The strength of a public lewdness defense depends almost entirely on the specific facts, but several strategies come up consistently across jurisdictions.
One defense that almost never works: “Nobody actually saw me.” Most public lewdness statutes don’t require proof that someone observed the act—only that the act occurred in a place where it could have been observed. The potential for an audience, not the presence of one, is what matters.
All 50 states and the District of Columbia have laws protecting a person’s right to breastfeed in any public or private location. Several states go further by explicitly stating in their indecent exposure or lewdness statutes that breastfeeding does not constitute a criminal offense. Despite these protections, people are still occasionally confronted or threatened with police involvement for breastfeeding in public.
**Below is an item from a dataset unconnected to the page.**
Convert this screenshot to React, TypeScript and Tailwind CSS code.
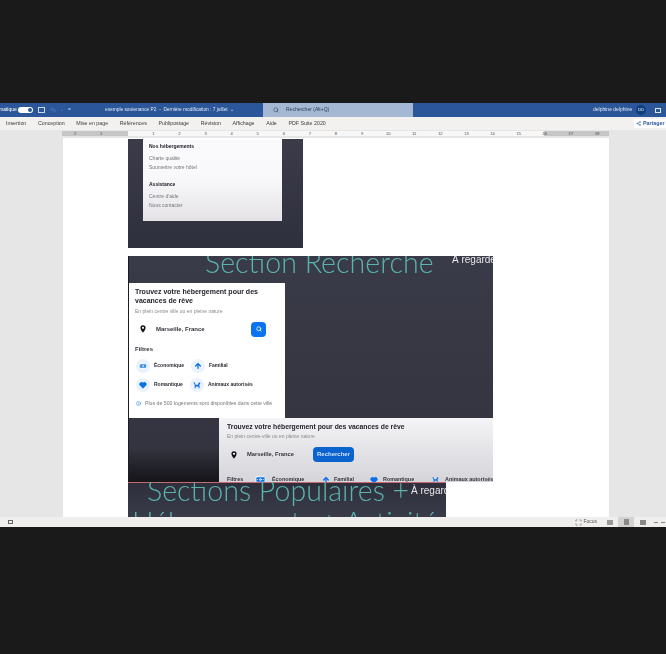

The law is clear: breastfeeding and expressing breast milk are not criminal conduct under any state’s lewdness or exposure statute.
Whether you can expunge or seal a public lewdness conviction depends entirely on state law, and the rules vary dramatically. Some states allow misdemeanor lewdness convictions to be sealed after a waiting period—five years is common for states that permit it. Others specifically exclude sex-related offenses from expungement eligibility, meaning the conviction stays on your record permanently. A handful of states allow annulment of felony lewdness convictions after a much longer wait, sometimes ten years or more.6National Conference of State Legislatures. Summary Record Clearing by Offense
The availability of record clearing also depends on what happened after the conviction. Additional arrests, probation violations, or failure to complete court-ordered requirements will typically disqualify you. Even where expungement is available, the process requires filing a petition with the court and, in most states, demonstrating that you’ve completed your entire sentence including probation. Given how much a lewdness conviction can affect employment and housing, pursuing expungement wherever it’s legally available is worth the effort and cost.